__Stated problem__: With the images removed, repeat the data below exactly.

__Provided data__:
....................
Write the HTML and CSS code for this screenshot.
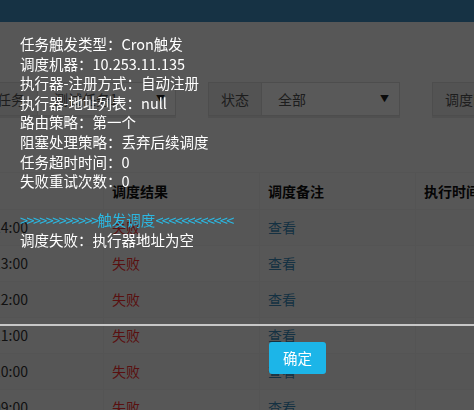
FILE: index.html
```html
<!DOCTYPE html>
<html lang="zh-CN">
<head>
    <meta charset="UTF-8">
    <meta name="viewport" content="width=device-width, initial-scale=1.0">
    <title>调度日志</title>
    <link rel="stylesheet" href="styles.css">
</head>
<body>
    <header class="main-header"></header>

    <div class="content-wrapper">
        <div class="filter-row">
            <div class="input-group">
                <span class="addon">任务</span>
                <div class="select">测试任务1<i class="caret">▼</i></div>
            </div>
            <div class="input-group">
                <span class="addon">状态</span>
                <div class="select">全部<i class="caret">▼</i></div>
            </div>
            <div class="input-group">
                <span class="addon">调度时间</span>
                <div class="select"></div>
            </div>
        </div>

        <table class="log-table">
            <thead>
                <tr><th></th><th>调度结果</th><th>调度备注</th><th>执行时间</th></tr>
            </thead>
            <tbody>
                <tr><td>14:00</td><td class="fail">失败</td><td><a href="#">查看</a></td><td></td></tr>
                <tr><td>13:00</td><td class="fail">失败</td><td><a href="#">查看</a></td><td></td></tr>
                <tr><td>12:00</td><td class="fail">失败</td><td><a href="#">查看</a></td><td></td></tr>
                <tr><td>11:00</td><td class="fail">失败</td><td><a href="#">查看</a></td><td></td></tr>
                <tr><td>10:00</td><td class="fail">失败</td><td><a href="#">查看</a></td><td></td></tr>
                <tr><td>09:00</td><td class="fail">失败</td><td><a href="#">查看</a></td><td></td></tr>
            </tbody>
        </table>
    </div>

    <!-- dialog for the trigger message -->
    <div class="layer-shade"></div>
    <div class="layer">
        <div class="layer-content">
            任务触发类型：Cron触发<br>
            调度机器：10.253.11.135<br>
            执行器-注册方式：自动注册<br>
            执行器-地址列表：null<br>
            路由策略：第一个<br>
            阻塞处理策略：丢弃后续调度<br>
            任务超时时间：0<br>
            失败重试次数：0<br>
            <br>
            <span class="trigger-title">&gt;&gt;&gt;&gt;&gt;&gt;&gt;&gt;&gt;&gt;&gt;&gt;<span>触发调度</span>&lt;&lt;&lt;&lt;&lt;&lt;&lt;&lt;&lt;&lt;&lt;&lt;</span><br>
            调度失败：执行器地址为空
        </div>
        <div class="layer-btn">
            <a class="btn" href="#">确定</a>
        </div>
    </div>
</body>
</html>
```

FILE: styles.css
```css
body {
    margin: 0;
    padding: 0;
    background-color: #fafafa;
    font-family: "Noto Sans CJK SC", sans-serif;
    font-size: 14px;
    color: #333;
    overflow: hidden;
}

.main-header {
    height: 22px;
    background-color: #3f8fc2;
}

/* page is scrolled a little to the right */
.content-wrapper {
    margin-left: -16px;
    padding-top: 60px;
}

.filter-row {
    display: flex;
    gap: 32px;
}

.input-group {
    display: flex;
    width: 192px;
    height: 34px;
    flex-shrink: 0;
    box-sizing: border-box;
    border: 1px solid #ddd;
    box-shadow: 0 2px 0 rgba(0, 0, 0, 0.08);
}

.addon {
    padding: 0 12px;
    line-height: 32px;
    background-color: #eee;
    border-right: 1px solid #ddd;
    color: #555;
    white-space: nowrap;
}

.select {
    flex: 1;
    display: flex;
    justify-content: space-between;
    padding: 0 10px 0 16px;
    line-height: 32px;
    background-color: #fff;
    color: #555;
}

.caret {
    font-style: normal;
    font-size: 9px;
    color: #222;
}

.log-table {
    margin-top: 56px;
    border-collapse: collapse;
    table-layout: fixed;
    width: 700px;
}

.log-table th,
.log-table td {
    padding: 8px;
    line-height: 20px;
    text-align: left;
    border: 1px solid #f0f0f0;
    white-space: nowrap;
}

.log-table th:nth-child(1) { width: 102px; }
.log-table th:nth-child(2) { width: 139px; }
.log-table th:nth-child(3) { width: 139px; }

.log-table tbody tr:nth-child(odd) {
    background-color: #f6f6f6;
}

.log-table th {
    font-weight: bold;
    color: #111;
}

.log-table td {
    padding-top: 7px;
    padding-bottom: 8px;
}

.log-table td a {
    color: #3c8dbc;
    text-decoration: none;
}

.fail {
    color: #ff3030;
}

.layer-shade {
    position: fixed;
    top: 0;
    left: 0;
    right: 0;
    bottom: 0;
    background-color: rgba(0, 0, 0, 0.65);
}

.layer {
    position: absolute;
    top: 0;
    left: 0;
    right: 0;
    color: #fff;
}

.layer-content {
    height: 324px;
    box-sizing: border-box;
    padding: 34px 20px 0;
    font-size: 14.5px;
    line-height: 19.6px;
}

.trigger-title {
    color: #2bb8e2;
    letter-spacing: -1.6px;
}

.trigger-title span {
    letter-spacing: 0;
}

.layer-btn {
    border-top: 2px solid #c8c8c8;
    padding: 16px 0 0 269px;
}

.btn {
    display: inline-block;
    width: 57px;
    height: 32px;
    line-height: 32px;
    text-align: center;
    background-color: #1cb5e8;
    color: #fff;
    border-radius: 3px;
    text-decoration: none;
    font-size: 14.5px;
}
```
....................
__Answer to this problem__:
Write the HTML and CSS code for this screenshot.
FILE: index.html
```html
<!DOCTYPE html>
<html lang="zh-CN">
<head>
    <meta charset="UTF-8">
    <meta name="viewport" content="width=device-width, initial-scale=1.0">
    <title>调度日志</title>
    <link rel="stylesheet" href="styles.css">
</head>
<body>
    <header class="main-header"></header>

    <div class="content-wrapper">
        <div class="filter-row">
            <div class="input-group">
                <span class="addon">任务</span>
                <div class="select">测试任务1<i class="caret">▼</i></div>
            </div>
            <div class="input-group">
                <span class="addon">状态</span>
                <div class="select">全部<i class="caret">▼</i></div>
            </div>
            <div class="input-group">
                <span class="addon">调度时间</span>
                <div class="select"></div>
            </div>
        </div>

        <table class="log-table">
            <thead>
                <tr><th></th><th>调度结果</th><th>调度备注</th><th>执行时间</th></tr>
            </thead>
            <tbody>
                <tr><td>14:00</td><td class="fail">失败</td><td><a href="#">查看</a></td><td></td></tr>
                <tr><td>13:00</td><td class="fail">失败</td><td><a href="#">查看</a></td><td></td></tr>
                <tr><td>12:00</td><td class="fail">失败</td><td><a href="#">查看</a></td><td></td></tr>
                <tr><td>11:00</td><td class="fail">失败</td><td><a href="#">查看</a></td><td></td></tr>
                <tr><td>10:00</td><td class="fail">失败</td><td><a href="#">查看</a></td><td></td></tr>
                <tr><td>09:00</td><td class="fail">失败</td><td><a href="#">查看</a></td><td></td></tr>
            </tbody>
        </table>
    </div>

    <!-- dialog for the trigger message -->
    <div class="layer-shade"></div>
    <div class="layer">
        <div class="layer-content">
            任务触发类型：Cron触发<br>
            调度机器：10.253.11.135<br>
            执行器-注册方式：自动注册<br>
            执行器-地址列表：null<br>
            路由策略：第一个<br>
            阻塞处理策略：丢弃后续调度<br>
            任务超时时间：0<br>
            失败重试次数：0<br>
            <br>
            <span class="trigger-title">&gt;&gt;&gt;&gt;&gt;&gt;&gt;&gt;&gt;&gt;&gt;&gt;<span>触发调度</span>&lt;&lt;&lt;&lt;&lt;&lt;&lt;&lt;&lt;&lt;&lt;&lt;</span><br>
            调度失败：执行器地址为空
        </div>
        <div class="layer-btn">
            <a class="btn" href="#">确定</a>
        </div>
    </div>
</body>
</html>
```

FILE: styles.css
```css
body {
    margin: 0;
    padding: 0;
    background-color: #fafafa;
    font-family: "Noto Sans CJK SC", sans-serif;
    font-size: 14px;
    color: #333;
    overflow: hidden;
}

.main-header {
    height: 22px;
    background-color: #3f8fc2;
}

/* page is scrolled a little to the right */
.content-wrapper {
    margin-left: -16px;
    padding-top: 60px;
}

.filter-row {
    display: flex;
    gap: 32px;
}

.input-group {
    display: flex;
    width: 192px;
    height: 34px;
    flex-shrink: 0;
    box-sizing: border-box;
    border: 1px solid #ddd;
    box-shadow: 0 2px 0 rgba(0, 0, 0, 0.08);
}

.addon {
    padding: 0 12px;
    line-height: 32px;
    background-color: #eee;
    border-right: 1px solid #ddd;
    color: #555;
    white-space: nowrap;
}

.select {
    flex: 1;
    display: flex;
    justify-content: space-between;
    padding: 0 10px 0 16px;
    line-height: 32px;
    background-color: #fff;
    color: #555;
}

.caret {
    font-style: normal;
    font-size: 9px;
    color: #222;
}

.log-table {
    margin-top: 56px;
    border-collapse: collapse;
    table-layout: fixed;
    width: 700px;
}

.log-table th,
.log-table td {
    padding: 8px;
    line-height: 20px;
    text-align: left;
    border: 1px solid #f0f0f0;
    white-space: nowrap;
}

.log-table th:nth-child(1) { width: 102px; }
.log-table th:nth-child(2) { width: 139px; }
.log-table th:nth-child(3) { width: 139px; }

.log-table tbody tr:nth-child(odd) {
    background-color: #f6f6f6;
}

.log-table th {
    font-weight: bold;
    color: #111;
}

.log-table td {
    padding-top: 7px;
    padding-bottom: 8px;
}

.log-table td a {
    color: #3c8dbc;
    text-decoration: none;
}

.fail {
    color: #ff3030;
}

.layer-shade {
    position: fixed;
    top: 0;
    left: 0;
    right: 0;
    bottom: 0;
    background-color: rgba(0, 0, 0, 0.65);
}

.layer {
    position: absolute;
    top: 0;
    left: 0;
    right: 0;
    color: #fff;
}

.layer-content {
    height: 324px;
    box-sizing: border-box;
    padding: 34px 20px 0;
    font-size: 14.5px;
    line-height: 19.6px;
}

.trigger-title {
    color: #2bb8e2;
    letter-spacing: -1.6px;
}

.trigger-title span {
    letter-spacing: 0;
}

.layer-btn {
    border-top: 2px solid #c8c8c8;
    padding: 16px 0 0 269px;
}

.btn {
    display: inline-block;
    width: 57px;
    height: 32px;
    line-height: 32px;
    text-align: center;
    background-color: #1cb5e8;
    color: #fff;
    border-radius: 3px;
    text-decoration: none;
    font-size: 14.5px;
}
```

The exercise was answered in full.